The Roman Catholic Diocese of Liège (Latin: Dioecesis Leodiensis) is a diocese of the Latin Rite of the Roman Catholic church in Belgium. The diocese was erected in the 4th century, and has a long and complicated history. Currently the diocese is a suffragan of the Archdiocese of Mechelen-Brussels. Its modern version covers the same territory as the Belgian province of Liège, but it was historically much larger.

The original diocese was the church equivalent of the Civitas Tungrorum, the capital of which was Tongeren, northwest of Liège, and its borders were probably approximately the same.

The bishopric of Tongeren originally formed part of the dioceses of Trier and Cologne. After the first half of the fourth century, the bishopric of Tongeren received autonomous organization. In late antiquity, the centre of administration and religion in the area moved first to Maastricht, and then to Liège.

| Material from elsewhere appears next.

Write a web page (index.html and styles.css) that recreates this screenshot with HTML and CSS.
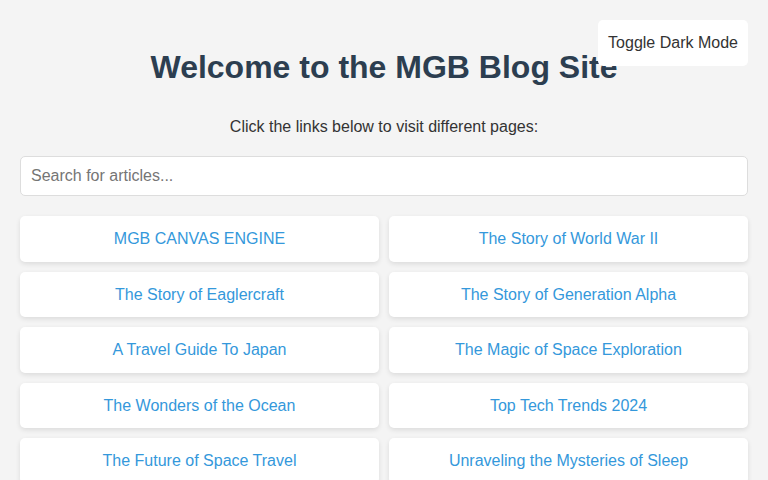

The boundaries were formed, to the North, by the diocese of Utrecht; to the East, Cologne; to the South, the dioceses of Trier and Reims; to the West, that of Cambrai. Thus the diocese of Tongeren extended from France, in the neighbourhood of Chimay, to Stavelot, Aachen, Gladbach, and Venlo, and from the banks of the Semois as far as Ekeren, near Antwerp, to the middle of the Isle of Tholen and beyond Moerdijk, so that it included both Romance and Germanic populations. The boundaries remained virtually unchanged until 1559.